### Written task:
Copy out the listing that follows exactly, dropping every picture.

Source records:
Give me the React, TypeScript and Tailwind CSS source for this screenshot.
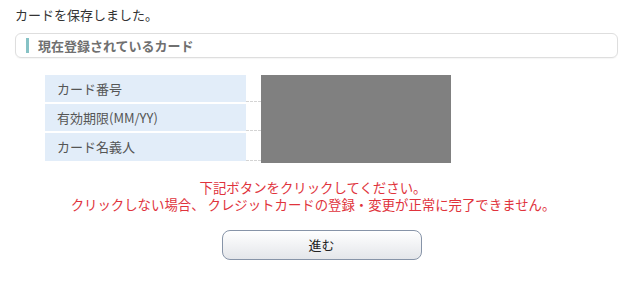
const font = { fontFamily: '"Noto Sans CJK JP", "Noto Sans", sans-serif' };

const rows = ["カード番号", "有効期限(MM/YY)", "カード名義人"];

export default function App() {
    return (
        <div className="w-[640px] h-[284px] bg-white text-[13px] text-[#333] overflow-hidden" style={font}>
            <p className="pl-[15px] pt-[6px] leading-[18px]">カードを保存しました。</p>
            <div className="ml-[15px] mt-[9px] w-[603px] h-[25px] rounded-[6px] border border-[#dedede] shadow-[0_1px_1px_rgba(0,0,0,0.04)] flex items-center pl-[10px]">
                <span className="w-[3px] h-[15px] bg-[#86c2c5]"></span>
                <span className="ml-[9px] text-[#707070] font-bold leading-none">現在登録されているカード</span>
            </div>
            <div className="ml-[45px] mt-[17px] flex">
                <div className="flex flex-col gap-[2px]">
                    {rows.map((r, i) => (
                        <div key={r} className="flex">
                            <div className={`w-[201px] ${i === 2 ? "h-[28px]" : "h-[27px]"} bg-[#e2edf9] pl-[12px] flex items-center text-[#555]`}>
                                {r}
                            </div>
                            <div className="w-[15px] border-b border-dashed border-[#d4d4d4]"></div>
                        </div>
                    ))}
                </div>
                <div className="w-[190px] h-[88px] bg-[#808080]"></div>
            </div>
            <div className="w-[626px] mt-[16px] text-center text-[#e0333c] text-[13.4px] leading-[17px]">
                <p>下記ボタンをクリックしてください。</p>
                <p>クリックしない場合、 クレジットカードの登録・変更が正常に完了できません。</p>
            </div>
            <div className="w-[626px] pl-[17px] mt-[17px] flex justify-center">
                <button className="w-[200px] h-[30px] rounded-[8px] border-[1.5px] border-[#8794a8] bg-gradient-to-b from-white to-[#e4e6ea] text-[#222] text-[13px]" style={font}>
                    進む
                </button>
            </div>
        </div>
    );
}
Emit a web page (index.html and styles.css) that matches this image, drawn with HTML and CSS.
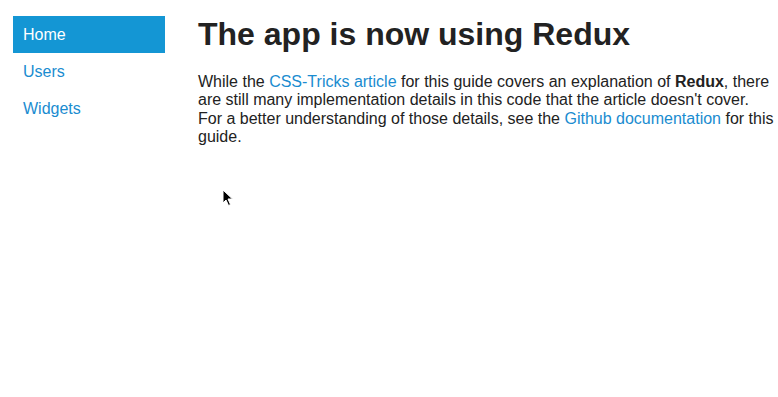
FILE: index.html
```html
<!DOCTYPE html>
<html>
<head>
<meta charset="utf-8">
<link rel="stylesheet" href="styles.css">
</head>
<body>
<div class="app">
  <nav class="sidebar">
    <a class="nav-item active" href="#">Home</a>
    <a class="nav-item" href="#">Users</a>
    <a class="nav-item" href="#">Widgets</a>
  </nav>
  <main class="content">
    <h1 class="title">The app is now using Redux</h1>
    <p class="text">While the <a class="link" href="#">CSS-Tricks article</a> for this guide covers an explanation of <strong>Redux</strong>, there are still many implementation details in this code that the article doesn't cover. For a better understanding of those details, see the <a class="link" href="#">Github documentation</a> for this guide.</p>
  </main>
</div>
<svg class="cursor" width="12" height="18" viewBox="0 0 12 18">
  <path d="M1 1 L1 14 L4 11 L6.5 16.5 L8.5 15.5 L6 10 L10.5 10 Z" fill="#000" stroke="#fff" stroke-width="1"/>
</svg>
</body>
</html>
```
FILE: styles.css
```css
html, body {
  margin: 0;
  padding: 0;
  background: #fff;
}
body {
  font-family: "Liberation Sans", Arial, sans-serif;
  font-size: 16px;
  color: #222;
}
.app {
  display: flex;
  padding: 16px 0 0 13px;
}
.sidebar {
  width: 152px;
  flex: none;
  display: flex;
  flex-direction: column;
}
.nav-item {
  display: block;
  padding: 9px 10px;
  color: #1a8cd0;
  text-decoration: none;
  line-height: 19px;
}
.nav-item.active {
  background: #1496d4;
  color: #fff;
}
.content {
  flex: 1;
  margin-left: 33px;
  margin-right: 1px;
}
.title {
  margin: 0 0 20px;
  font-size: 32px;
  font-weight: bold;
  line-height: 37px;
  color: #222;
}
.text {
  margin: 0;
  line-height: 18.4px;
}
.link {
  color: #1a8cd0;
  text-decoration: none;
}
.cursor {
  position: absolute;
  left: 222px;
  top: 189px;
}
```
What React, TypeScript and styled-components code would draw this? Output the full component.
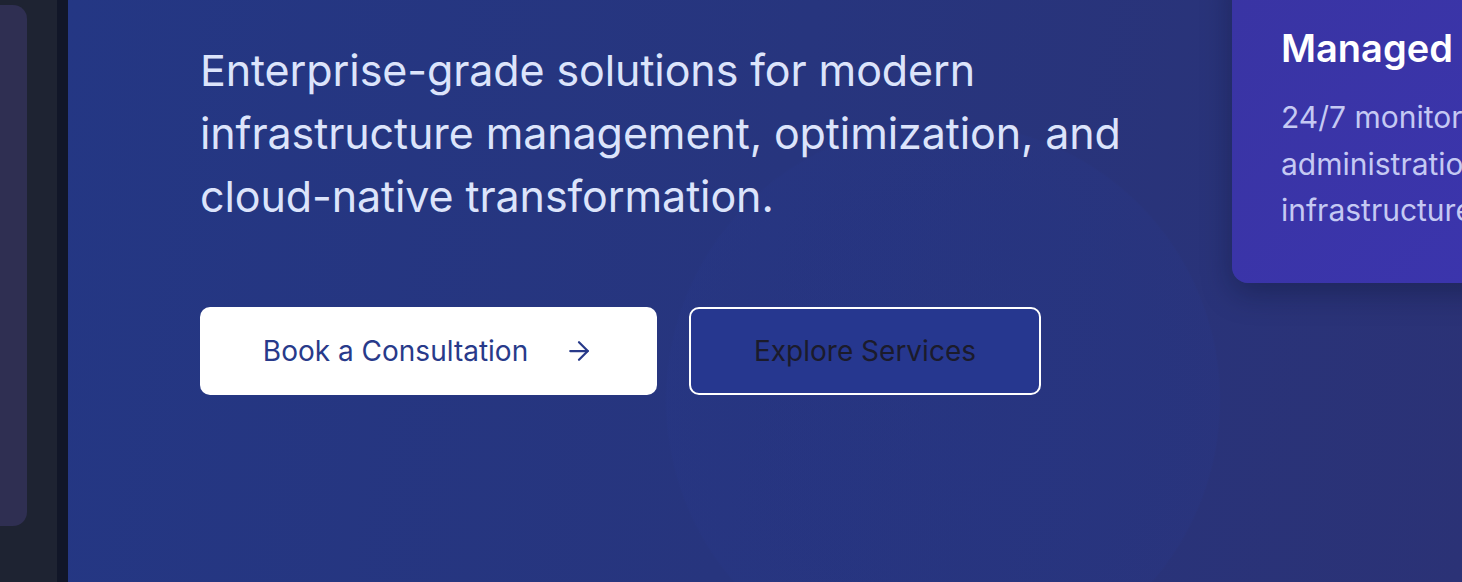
import styled, { createGlobalStyle } from 'styled-components'

const GlobalStyle = createGlobalStyle`
    html, body {
        margin: 0;
        padding: 0;
        height: 100%;
        overflow: hidden;
        background: #1e2332;
    }
    #root {
        height: 100%;
    }
    * {
        box-sizing: border-box;
    }
`

const Page = styled.div`
    display: flex;
    height: 582px;
    width: 1462px;
    font-family: Inter, "Noto Sans", sans-serif;
`

const Sidebar = styled.aside`
    width: 57px;
    flex-shrink: 0;
    background: #1e2332;
    padding: 5px 30px 56px 0;
    display: flex;
`

const SidebarCard = styled.div`
    flex: 1;
    background: #2f2f52;
    border-radius: 0 14px 14px 0;
`

const Divider = styled.div`
    width: 11px;
    flex-shrink: 0;
    background: #111628;
`

const Hero = styled.main`
    flex: 1;
    position: relative;
    overflow: hidden;
    background:
        radial-gradient(circle at 875px 400px, rgba(38, 54, 135, 0.45) 0, rgba(38, 54, 135, 0.35) 200px, rgba(40, 56, 138, 0.25) 276px, transparent 278px),
        linear-gradient(100deg, #243784 0%, #27357e 50%, #2b3276 100%);
    display: grid;
    grid-template-columns: 1000px 1fr;
    column-gap: 32px;
    padding-left: 132px;
`

const Intro = styled.div`
    padding-top: 39px;
    display: flex;
    flex-direction: column;
`

const Lead = styled.p`
    margin: 0;
    font-size: 43px;
    line-height: 63px;
    font-weight: 400;
    letter-spacing: -0.1px;
    color: #dce4fb;
    max-width: 960px;
`

const Actions = styled.div`
    display: flex;
    gap: 32px;
    margin-top: 79px;
`

const Button = styled.button<{ $outline?: boolean }>`
    height: 88px;
    border-radius: 10px;
    font-family: inherit;
    font-size: 28px;
    display: flex;
    align-items: center;
    justify-content: center;
    gap: 36px;
    cursor: pointer;
    ${({ $outline }) => $outline ? `
        width: 352px;
        background: #26378f;
        border: 2px solid #ffffff;
        color: #1b1b2b;
    ` : `
        width: 457px;
        background: #ffffff;
        border: none;
        color: #283a8a;
    `}
`

const ServiceCard = styled.div`
    margin-top: -40px;
    height: 323px;
    width: 480px;
    background: linear-gradient(135deg, #3934a3 0%, #3c35b0 100%);
    border-radius: 16px;
    box-shadow: 0 10px 30px rgba(10, 14, 40, 0.35);
    padding: 66px 48px 0 49px;
`

const CardTitle = styled.h3`
    margin: 0 0 24px;
    font-size: 38px;
    font-weight: 600;
    color: #ffffff;
    white-space: nowrap;
    line-height: 44px;
`

const CardText = styled.p`
    margin: 0;
    font-size: 30px;
    line-height: 46.5px;
    color: #c5c9f3;
    width: 330px;
`

const Arrow = () => (
    <svg width="30" height="30" viewBox="0 0 24 24" fill="none" stroke="currentColor" strokeWidth="1.8" strokeLinecap="round" strokeLinejoin="round">
        <path d="M5 12h14" />
        <path d="M12 5l7 7-7 7" />
    </svg>
)

export default function App() {
    return (
        <>
            <GlobalStyle />
            <Page>
                <Sidebar>
                    <SidebarCard />
                </Sidebar>
                <Divider />
                <Hero>
                    <Intro>
                        <Lead>
                            Enterprise-grade solutions for modern infrastructure management, optimization, and cloud-native transformation.
                        </Lead>
                        <Actions>
                            <Button>
                                Book a Consultation
                                <Arrow />
                            </Button>
                            <Button $outline>Explore Services</Button>
                        </Actions>
                    </Intro>
                    <ServiceCard>
                        <CardTitle>Managed Services</CardTitle>
                        <CardText>24/7 monitoring and administration of your infrastructure.</CardText>
                    </ServiceCard>
                </Hero>
            </Page>
        </>
    )
}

### Exercise response:
Give me the React, TypeScript and Tailwind CSS source for this screenshot.
const font = { fontFamily: '"Noto Sans CJK JP", "Noto Sans", sans-serif' };

const rows = ["カード番号", "有効期限(MM/YY)", "カード名義人"];

export default function App() {
    return (
        <div className="w-[640px] h-[284px] bg-white text-[13px] text-[#333] overflow-hidden" style={font}>
            <p className="pl-[15px] pt-[6px] leading-[18px]">カードを保存しました。</p>
            <div className="ml-[15px] mt-[9px] w-[603px] h-[25px] rounded-[6px] border border-[#dedede] shadow-[0_1px_1px_rgba(0,0,0,0.04)] flex items-center pl-[10px]">
                <span className="w-[3px] h-[15px] bg-[#86c2c5]"></span>
                <span className="ml-[9px] text-[#707070] font-bold leading-none">現在登録されているカード</span>
            </div>
            <div className="ml-[45px] mt-[17px] flex">
                <div className="flex flex-col gap-[2px]">
                    {rows.map((r, i) => (
                        <div key={r} className="flex">
                            <div className={`w-[201px] ${i === 2 ? "h-[28px]" : "h-[27px]"} bg-[#e2edf9] pl-[12px] flex items-center text-[#555]`}>
                                {r}
                            </div>
                            <div className="w-[15px] border-b border-dashed border-[#d4d4d4]"></div>
                        </div>
                    ))}
                </div>
                <div className="w-[190px] h-[88px] bg-[#808080]"></div>
            </div>
            <div className="w-[626px] mt-[16px] text-center text-[#e0333c] text-[13.4px] leading-[17px]">
                <p>下記ボタンをクリックしてください。</p>
                <p>クリックしない場合、 クレジットカードの登録・変更が正常に完了できません。</p>
            </div>
            <div className="w-[626px] pl-[17px] mt-[17px] flex justify-center">
                <button className="w-[200px] h-[30px] rounded-[8px] border-[1.5px] border-[#8794a8] bg-gradient-to-b from-white to-[#e4e6ea] text-[#222] text-[13px]" style={font}>
                    進む
                </button>
            </div>
        </div>
    );
}
Emit a web page (index.html and styles.css) that matches this image, drawn with HTML and CSS.
FILE: index.html
```html
<!DOCTYPE html>
<html>
<head>
<meta charset="utf-8">
<link rel="stylesheet" href="styles.css">
</head>
<body>
<div class="app">
  <nav class="sidebar">
    <a class="nav-item active" href="#">Home</a>
    <a class="nav-item" href="#">Users</a>
    <a class="nav-item" href="#">Widgets</a>
  </nav>
  <main class="content">
    <h1 class="title">The app is now using Redux</h1>
    <p class="text">While the <a class="link" href="#">CSS-Tricks article</a> for this guide covers an explanation of <strong>Redux</strong>, there are still many implementation details in this code that the article doesn't cover. For a better understanding of those details, see the <a class="link" href="#">Github documentation</a> for this guide.</p>
  </main>
</div>
<svg class="cursor" width="12" height="18" viewBox="0 0 12 18">
  <path d="M1 1 L1 14 L4 11 L6.5 16.5 L8.5 15.5 L6 10 L10.5 10 Z" fill="#000" stroke="#fff" stroke-width="1"/>
</svg>
</body>
</html>
```
FILE: styles.css
```css
html, body {
  margin: 0;
  padding: 0;
  background: #fff;
}
body {
  font-family: "Liberation Sans", Arial, sans-serif;
  font-size: 16px;
  color: #222;
}
.app {
  display: flex;
  padding: 16px 0 0 13px;
}
.sidebar {
  width: 152px;
  flex: none;
  display: flex;
  flex-direction: column;
}
.nav-item {
  display: block;
  padding: 9px 10px;
  color: #1a8cd0;
  text-decoration: none;
  line-height: 19px;
}
.nav-item.active {
  background: #1496d4;
  color: #fff;
}
.content {
  flex: 1;
  margin-left: 33px;
  margin-right: 1px;
}
.title {
  margin: 0 0 20px;
  font-size: 32px;
  font-weight: bold;
  line-height: 37px;
  color: #222;
}
.text {
  margin: 0;
  line-height: 18.4px;
}
.link {
  color: #1a8cd0;
  text-decoration: none;
}
.cursor {
  position: absolute;
  left: 222px;
  top: 189px;
}
```
What React, TypeScript and styled-components code would draw this? Output the full component.
import styled, { createGlobalStyle } from 'styled-components'

const GlobalStyle = createGlobalStyle`
    html, body {
        margin: 0;
        padding: 0;
        height: 100%;
        overflow: hidden;
        background: #1e2332;
    }
    #root {
        height: 100%;
    }
    * {
        box-sizing: border-box;
    }
`

const Page = styled.div`
    display: flex;
    height: 582px;
    width: 1462px;
    font-family: Inter, "Noto Sans", sans-serif;
`

const Sidebar = styled.aside`
    width: 57px;
    flex-shrink: 0;
    background: #1e2332;
    padding: 5px 30px 56px 0;
    display: flex;
`

const SidebarCard = styled.div`
    flex: 1;
    background: #2f2f52;
    border-radius: 0 14px 14px 0;
`

const Divider = styled.div`
    width: 11px;
    flex-shrink: 0;
    background: #111628;
`

const Hero = styled.main`
    flex: 1;
    position: relative;
    overflow: hidden;
    background:
        radial-gradient(circle at 875px 400px, rgba(38, 54, 135, 0.45) 0, rgba(38, 54, 135, 0.35) 200px, rgba(40, 56, 138, 0.25) 276px, transparent 278px),
        linear-gradient(100deg, #243784 0%, #27357e 50%, #2b3276 100%);
    display: grid;
    grid-template-columns: 1000px 1fr;
    column-gap: 32px;
    padding-left: 132px;
`

const Intro = styled.div`
    padding-top: 39px;
    display: flex;
    flex-direction: column;
`

const Lead = styled.p`
    margin: 0;
    font-size: 43px;
    line-height: 63px;
    font-weight: 400;
    letter-spacing: -0.1px;
    color: #dce4fb;
    max-width: 960px;
`

const Actions = styled.div`
    display: flex;
    gap: 32px;
    margin-top: 79px;
`

const Button = styled.button<{ $outline?: boolean }>`
    height: 88px;
    border-radius: 10px;
    font-family: inherit;
    font-size: 28px;
    display: flex;
    align-items: center;
    justify-content: center;
    gap: 36px;
    cursor: pointer;
    ${({ $outline }) => $outline ? `
        width: 352px;
        background: #26378f;
        border: 2px solid #ffffff;
        color: #1b1b2b;
    ` : `
        width: 457px;
        background: #ffffff;
        border: none;
        color: #283a8a;
    `}
`

const ServiceCard = styled.div`
    margin-top: -40px;
    height: 323px;
    width: 480px;
    background: linear-gradient(135deg, #3934a3 0%, #3c35b0 100%);
    border-radius: 16px;
    box-shadow: 0 10px 30px rgba(10, 14, 40, 0.35);
    padding: 66px 48px 0 49px;
`

const CardTitle = styled.h3`
    margin: 0 0 24px;
    font-size: 38px;
    font-weight: 600;
    color: #ffffff;
    white-space: nowrap;
    line-height: 44px;
`

const CardText = styled.p`
    margin: 0;
    font-size: 30px;
    line-height: 46.5px;
    color: #c5c9f3;
    width: 330px;
`

const Arrow = () => (
    <svg width="30" height="30" viewBox="0 0 24 24" fill="none" stroke="currentColor" strokeWidth="1.8" strokeLinecap="round" strokeLinejoin="round">
        <path d="M5 12h14" />
        <path d="M12 5l7 7-7 7" />
    </svg>
)

export default function App() {
    return (
        <>
            <GlobalStyle />
            <Page>
                <Sidebar>
                    <SidebarCard />
                </Sidebar>
                <Divider />
                <Hero>
                    <Intro>
                        <Lead>
                            Enterprise-grade solutions for modern infrastructure management, optimization, and cloud-native transformation.
                        </Lead>
                        <Actions>
                            <Button>
                                Book a Consultation
                                <Arrow />
                            </Button>
                            <Button $outline>Explore Services</Button>
                        </Actions>
                    </Intro>
                    <ServiceCard>
                        <CardTitle>Managed Services</CardTitle>
                        <CardText>24/7 monitoring and administration of your infrastructure.</CardText>
                    </ServiceCard>
                </Hero>
            </Page>
        </>
    )
}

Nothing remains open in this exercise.